_The problem_:
Using the listing below, please print exactly the lines from the one with "Rebuild this table" through the one with "type Row = [string, string];". Leave out every picture.

_Task input_:
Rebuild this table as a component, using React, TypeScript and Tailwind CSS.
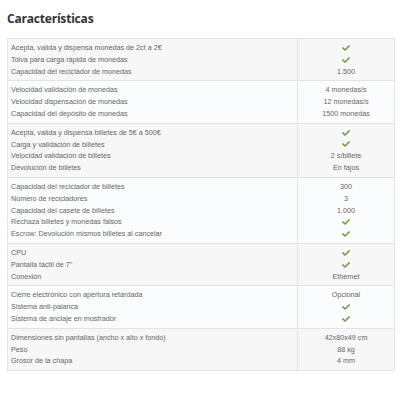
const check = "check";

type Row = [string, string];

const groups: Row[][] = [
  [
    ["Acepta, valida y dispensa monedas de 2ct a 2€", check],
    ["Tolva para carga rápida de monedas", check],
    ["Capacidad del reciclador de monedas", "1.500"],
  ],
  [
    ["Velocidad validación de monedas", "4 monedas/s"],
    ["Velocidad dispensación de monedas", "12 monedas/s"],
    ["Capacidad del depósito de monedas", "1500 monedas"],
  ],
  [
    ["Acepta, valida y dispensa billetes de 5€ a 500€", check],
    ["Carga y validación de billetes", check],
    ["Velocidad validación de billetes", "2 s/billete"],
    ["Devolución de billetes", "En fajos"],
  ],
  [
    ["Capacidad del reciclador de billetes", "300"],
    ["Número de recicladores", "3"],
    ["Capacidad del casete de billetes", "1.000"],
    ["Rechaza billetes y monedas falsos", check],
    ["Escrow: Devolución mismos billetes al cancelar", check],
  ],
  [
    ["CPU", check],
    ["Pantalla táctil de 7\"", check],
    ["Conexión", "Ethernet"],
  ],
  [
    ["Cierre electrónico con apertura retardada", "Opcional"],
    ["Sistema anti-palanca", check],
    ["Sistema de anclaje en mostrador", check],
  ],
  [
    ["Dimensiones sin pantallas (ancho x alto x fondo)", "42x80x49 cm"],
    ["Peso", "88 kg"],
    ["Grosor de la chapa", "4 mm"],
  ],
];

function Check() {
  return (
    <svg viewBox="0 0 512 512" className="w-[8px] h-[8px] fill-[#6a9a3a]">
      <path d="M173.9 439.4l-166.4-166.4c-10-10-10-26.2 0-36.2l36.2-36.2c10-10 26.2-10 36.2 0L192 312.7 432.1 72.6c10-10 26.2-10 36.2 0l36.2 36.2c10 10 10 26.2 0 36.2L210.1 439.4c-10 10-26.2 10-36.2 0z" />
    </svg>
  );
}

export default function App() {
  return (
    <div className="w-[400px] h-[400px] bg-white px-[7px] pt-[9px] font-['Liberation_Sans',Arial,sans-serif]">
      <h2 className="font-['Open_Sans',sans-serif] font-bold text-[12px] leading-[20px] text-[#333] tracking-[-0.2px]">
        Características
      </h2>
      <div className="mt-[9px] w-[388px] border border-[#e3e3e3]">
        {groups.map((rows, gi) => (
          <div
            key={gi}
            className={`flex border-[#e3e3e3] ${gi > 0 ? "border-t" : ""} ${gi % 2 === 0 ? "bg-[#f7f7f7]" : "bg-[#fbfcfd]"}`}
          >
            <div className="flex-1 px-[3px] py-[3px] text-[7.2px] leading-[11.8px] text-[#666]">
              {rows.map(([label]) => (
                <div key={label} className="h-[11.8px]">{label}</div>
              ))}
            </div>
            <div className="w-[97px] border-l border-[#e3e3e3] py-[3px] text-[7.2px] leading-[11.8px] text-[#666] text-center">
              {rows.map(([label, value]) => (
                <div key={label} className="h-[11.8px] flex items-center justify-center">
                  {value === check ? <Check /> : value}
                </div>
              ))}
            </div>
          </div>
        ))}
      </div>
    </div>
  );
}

...

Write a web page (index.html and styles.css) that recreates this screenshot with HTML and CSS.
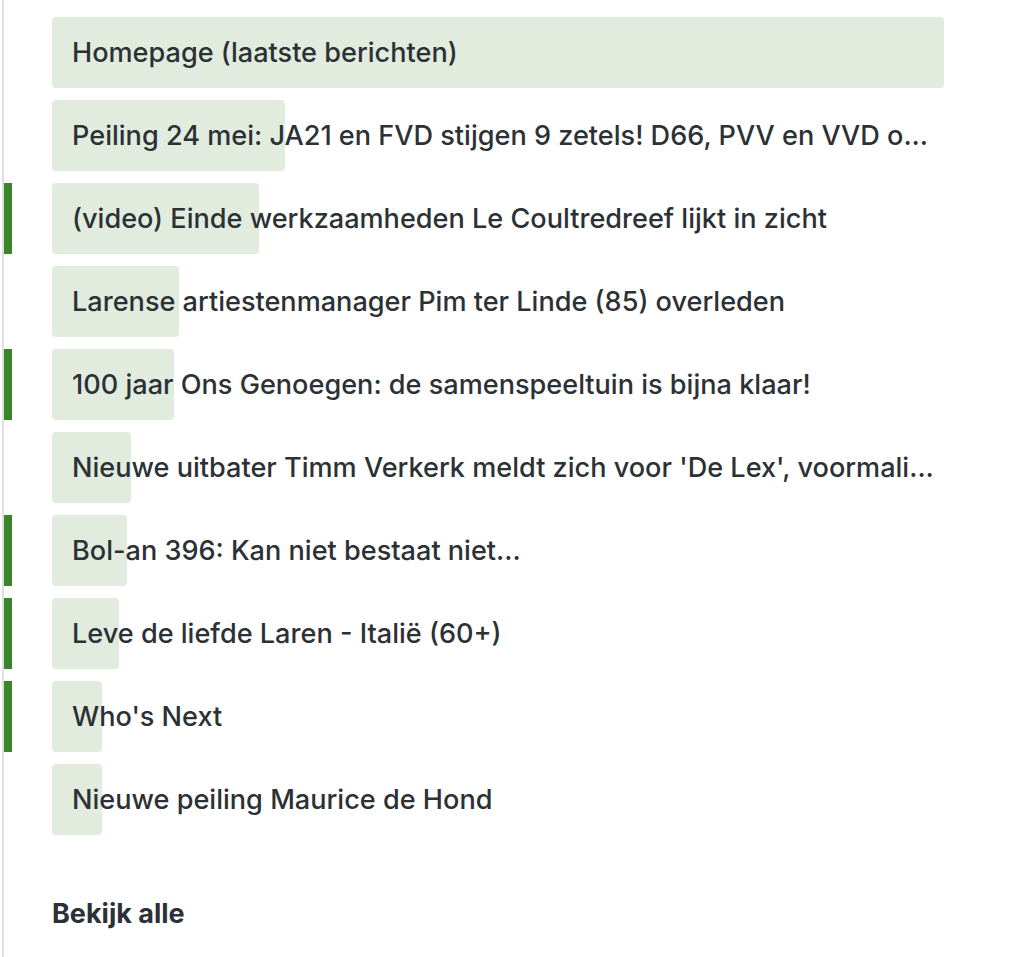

---

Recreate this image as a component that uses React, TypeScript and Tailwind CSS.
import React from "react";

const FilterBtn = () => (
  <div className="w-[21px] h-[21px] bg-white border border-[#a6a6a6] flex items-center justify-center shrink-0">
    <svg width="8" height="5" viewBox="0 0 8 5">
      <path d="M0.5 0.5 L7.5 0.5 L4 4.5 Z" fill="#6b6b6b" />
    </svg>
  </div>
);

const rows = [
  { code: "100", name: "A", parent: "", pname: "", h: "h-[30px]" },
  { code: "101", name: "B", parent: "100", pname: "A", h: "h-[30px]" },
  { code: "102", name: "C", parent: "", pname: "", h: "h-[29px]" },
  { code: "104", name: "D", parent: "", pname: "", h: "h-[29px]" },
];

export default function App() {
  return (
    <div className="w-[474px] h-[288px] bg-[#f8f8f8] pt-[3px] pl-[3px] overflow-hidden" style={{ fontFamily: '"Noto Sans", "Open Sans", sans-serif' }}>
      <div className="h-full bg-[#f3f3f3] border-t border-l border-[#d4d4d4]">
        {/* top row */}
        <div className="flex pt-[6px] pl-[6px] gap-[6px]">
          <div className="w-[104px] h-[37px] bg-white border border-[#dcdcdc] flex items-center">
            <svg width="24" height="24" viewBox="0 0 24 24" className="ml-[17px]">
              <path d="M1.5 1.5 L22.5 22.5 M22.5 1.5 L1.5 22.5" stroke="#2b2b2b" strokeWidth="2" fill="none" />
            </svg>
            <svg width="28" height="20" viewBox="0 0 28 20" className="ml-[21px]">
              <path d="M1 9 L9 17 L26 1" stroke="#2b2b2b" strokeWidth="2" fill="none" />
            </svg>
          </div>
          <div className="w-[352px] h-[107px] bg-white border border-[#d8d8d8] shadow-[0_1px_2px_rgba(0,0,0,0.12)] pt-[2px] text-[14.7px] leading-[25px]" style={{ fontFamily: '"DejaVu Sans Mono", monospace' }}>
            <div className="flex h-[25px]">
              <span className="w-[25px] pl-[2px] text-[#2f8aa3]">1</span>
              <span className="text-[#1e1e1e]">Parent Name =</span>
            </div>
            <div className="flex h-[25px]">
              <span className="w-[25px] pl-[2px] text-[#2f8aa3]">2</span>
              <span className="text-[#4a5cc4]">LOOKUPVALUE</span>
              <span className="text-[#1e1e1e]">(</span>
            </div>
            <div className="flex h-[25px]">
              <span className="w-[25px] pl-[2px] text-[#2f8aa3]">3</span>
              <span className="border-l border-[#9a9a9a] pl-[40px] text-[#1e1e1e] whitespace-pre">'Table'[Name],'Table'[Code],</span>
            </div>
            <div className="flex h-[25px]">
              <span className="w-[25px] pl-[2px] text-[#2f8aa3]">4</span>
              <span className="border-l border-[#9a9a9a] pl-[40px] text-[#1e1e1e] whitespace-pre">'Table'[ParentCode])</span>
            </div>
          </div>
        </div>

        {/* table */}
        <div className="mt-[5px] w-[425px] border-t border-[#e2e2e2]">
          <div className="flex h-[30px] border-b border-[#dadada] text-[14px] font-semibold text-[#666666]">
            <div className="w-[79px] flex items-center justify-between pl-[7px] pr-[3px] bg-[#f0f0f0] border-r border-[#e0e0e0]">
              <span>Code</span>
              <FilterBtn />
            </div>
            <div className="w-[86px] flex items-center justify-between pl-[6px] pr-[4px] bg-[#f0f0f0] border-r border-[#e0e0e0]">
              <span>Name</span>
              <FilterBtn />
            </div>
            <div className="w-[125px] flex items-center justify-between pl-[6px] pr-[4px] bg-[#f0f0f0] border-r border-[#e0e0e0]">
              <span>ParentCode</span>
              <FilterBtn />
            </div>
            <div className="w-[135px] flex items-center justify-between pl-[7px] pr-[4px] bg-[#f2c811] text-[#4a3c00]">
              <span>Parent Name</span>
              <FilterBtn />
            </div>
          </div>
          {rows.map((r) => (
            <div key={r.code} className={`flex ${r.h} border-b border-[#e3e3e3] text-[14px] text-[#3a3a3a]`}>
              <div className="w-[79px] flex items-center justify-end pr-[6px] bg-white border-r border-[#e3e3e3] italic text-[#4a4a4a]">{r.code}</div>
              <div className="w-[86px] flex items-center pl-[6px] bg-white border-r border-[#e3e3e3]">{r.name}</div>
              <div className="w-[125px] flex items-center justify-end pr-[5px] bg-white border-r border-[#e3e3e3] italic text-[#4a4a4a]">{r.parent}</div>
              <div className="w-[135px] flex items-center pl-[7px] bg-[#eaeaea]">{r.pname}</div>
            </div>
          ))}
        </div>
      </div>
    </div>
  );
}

_Response to the exercise_:
Rebuild this table as a component, using React, TypeScript and Tailwind CSS.
const check = "check";

type Row = [string, string];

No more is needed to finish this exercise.